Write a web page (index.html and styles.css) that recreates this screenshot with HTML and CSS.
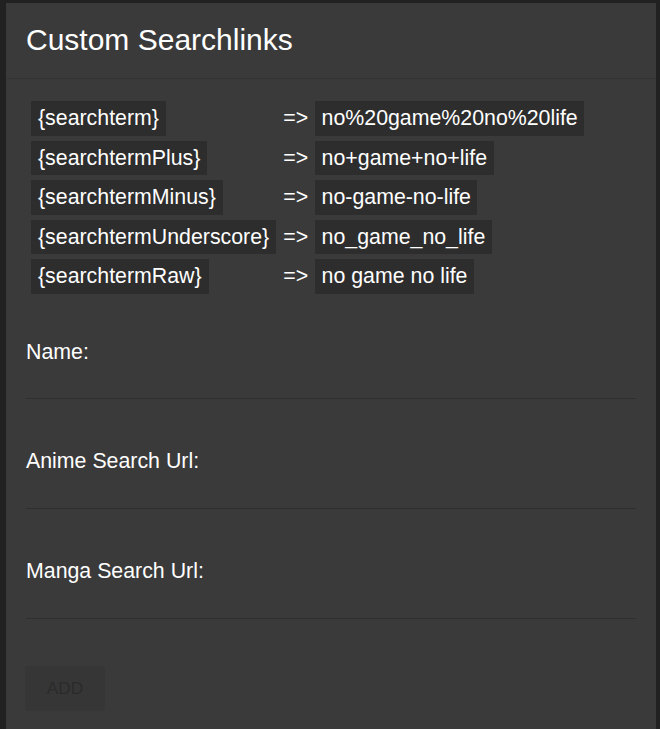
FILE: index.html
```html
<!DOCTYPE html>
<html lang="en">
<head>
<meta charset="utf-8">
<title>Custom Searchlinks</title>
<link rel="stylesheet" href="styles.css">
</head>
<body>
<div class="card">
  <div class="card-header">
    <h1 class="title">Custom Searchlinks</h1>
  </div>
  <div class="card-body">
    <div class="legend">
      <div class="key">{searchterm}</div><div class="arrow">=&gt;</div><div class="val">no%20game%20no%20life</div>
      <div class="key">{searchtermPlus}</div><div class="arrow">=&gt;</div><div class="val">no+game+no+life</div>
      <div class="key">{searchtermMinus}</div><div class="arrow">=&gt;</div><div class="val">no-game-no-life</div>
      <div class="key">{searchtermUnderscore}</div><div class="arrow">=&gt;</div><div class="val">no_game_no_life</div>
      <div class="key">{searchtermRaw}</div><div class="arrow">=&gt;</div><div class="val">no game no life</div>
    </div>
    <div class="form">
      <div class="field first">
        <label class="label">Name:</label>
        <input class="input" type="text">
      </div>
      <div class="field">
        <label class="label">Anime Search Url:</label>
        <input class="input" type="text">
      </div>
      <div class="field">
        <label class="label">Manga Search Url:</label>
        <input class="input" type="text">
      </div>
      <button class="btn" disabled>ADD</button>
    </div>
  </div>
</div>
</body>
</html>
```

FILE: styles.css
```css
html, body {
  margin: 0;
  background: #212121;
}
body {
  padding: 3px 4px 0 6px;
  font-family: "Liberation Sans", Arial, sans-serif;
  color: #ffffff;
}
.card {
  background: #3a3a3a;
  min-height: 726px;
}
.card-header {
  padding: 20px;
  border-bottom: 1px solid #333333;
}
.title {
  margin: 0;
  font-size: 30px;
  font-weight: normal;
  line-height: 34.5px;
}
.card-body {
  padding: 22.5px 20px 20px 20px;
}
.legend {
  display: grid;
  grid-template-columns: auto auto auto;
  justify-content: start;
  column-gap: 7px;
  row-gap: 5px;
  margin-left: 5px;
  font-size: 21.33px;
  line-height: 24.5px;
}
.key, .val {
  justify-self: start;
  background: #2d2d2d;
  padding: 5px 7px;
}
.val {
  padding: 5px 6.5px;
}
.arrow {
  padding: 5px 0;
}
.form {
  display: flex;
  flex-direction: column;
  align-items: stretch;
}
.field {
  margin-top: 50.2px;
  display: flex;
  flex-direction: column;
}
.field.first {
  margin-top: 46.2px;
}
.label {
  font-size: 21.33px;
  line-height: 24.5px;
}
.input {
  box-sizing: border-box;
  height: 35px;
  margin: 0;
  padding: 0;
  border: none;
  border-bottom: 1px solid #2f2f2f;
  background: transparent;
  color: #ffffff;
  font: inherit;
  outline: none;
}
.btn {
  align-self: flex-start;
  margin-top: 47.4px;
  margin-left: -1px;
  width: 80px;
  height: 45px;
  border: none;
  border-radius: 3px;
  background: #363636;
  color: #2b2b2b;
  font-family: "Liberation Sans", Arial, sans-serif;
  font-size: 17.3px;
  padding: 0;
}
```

...

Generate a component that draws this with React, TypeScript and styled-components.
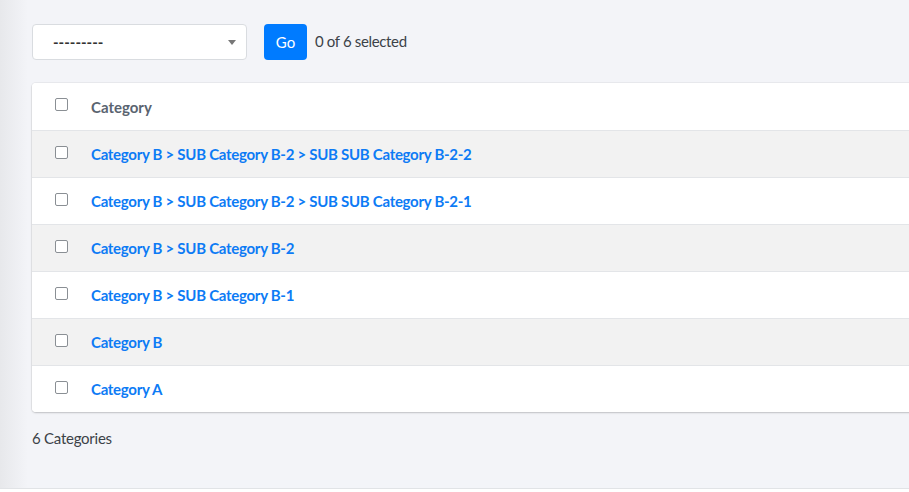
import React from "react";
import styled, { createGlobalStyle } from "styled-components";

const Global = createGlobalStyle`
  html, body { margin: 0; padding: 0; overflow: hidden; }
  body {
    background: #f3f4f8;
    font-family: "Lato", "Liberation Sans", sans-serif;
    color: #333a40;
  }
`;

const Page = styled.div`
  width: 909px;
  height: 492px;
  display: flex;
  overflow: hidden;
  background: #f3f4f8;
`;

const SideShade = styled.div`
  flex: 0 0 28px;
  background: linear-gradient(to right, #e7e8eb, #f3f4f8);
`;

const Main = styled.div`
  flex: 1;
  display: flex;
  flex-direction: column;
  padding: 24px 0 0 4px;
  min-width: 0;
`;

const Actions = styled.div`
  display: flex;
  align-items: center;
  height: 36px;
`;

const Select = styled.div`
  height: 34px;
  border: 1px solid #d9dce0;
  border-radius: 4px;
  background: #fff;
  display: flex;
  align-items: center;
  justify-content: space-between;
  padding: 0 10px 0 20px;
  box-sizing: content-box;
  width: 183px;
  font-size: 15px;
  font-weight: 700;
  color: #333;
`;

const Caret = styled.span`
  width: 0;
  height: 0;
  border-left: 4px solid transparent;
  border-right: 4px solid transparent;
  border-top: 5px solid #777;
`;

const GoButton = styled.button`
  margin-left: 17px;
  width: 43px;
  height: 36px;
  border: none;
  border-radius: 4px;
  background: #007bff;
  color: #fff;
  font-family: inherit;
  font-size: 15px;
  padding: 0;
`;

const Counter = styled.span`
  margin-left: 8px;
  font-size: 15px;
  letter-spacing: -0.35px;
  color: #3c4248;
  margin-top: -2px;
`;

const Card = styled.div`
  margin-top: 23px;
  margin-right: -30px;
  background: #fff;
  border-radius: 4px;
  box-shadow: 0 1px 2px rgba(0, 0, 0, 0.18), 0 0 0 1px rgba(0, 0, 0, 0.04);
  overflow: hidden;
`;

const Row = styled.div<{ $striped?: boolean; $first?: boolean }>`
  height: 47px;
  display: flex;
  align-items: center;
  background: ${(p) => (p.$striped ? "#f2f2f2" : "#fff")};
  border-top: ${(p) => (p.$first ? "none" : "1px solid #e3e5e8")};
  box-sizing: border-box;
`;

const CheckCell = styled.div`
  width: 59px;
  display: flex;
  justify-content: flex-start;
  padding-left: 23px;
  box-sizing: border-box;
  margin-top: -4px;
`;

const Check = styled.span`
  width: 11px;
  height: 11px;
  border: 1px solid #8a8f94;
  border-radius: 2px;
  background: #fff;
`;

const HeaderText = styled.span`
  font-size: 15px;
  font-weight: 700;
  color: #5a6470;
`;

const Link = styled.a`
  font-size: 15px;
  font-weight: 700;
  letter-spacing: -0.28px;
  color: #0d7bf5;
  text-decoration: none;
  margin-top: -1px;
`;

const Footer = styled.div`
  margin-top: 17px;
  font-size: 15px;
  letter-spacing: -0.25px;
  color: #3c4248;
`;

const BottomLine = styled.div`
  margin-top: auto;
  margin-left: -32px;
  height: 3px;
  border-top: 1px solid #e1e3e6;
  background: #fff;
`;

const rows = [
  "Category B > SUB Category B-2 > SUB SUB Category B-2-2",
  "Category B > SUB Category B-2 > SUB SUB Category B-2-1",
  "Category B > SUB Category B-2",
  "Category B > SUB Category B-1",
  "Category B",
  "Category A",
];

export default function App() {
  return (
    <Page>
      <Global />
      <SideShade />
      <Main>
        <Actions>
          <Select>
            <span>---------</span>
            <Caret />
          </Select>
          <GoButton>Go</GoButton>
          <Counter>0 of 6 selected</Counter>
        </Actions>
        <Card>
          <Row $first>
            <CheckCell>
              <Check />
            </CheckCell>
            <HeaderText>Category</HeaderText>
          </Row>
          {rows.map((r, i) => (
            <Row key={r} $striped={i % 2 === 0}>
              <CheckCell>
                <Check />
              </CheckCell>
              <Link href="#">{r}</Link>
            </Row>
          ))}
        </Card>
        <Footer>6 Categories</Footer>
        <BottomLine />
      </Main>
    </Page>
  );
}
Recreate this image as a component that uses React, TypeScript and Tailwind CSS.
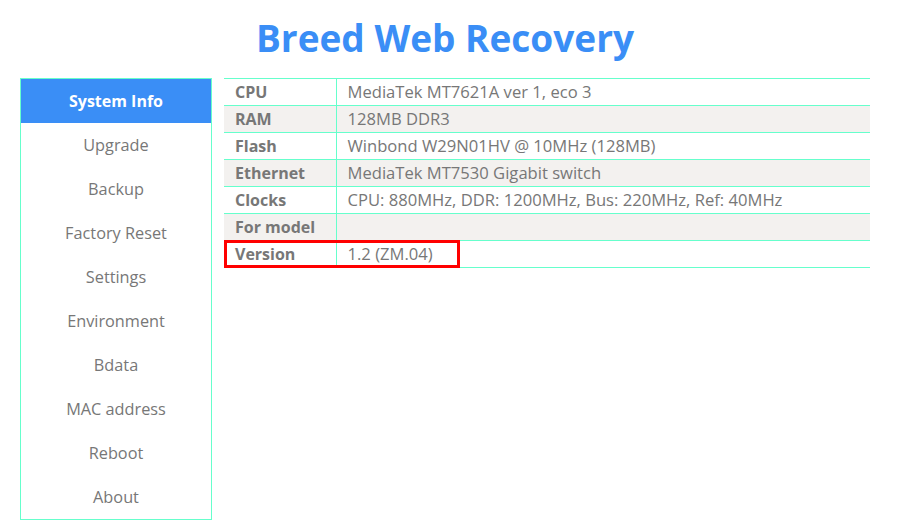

◆ **TASK**
Work out how many lines above have the string "with" in them, and give only the number.

◆ **SOLUTION TO THIS EXERCISE**
2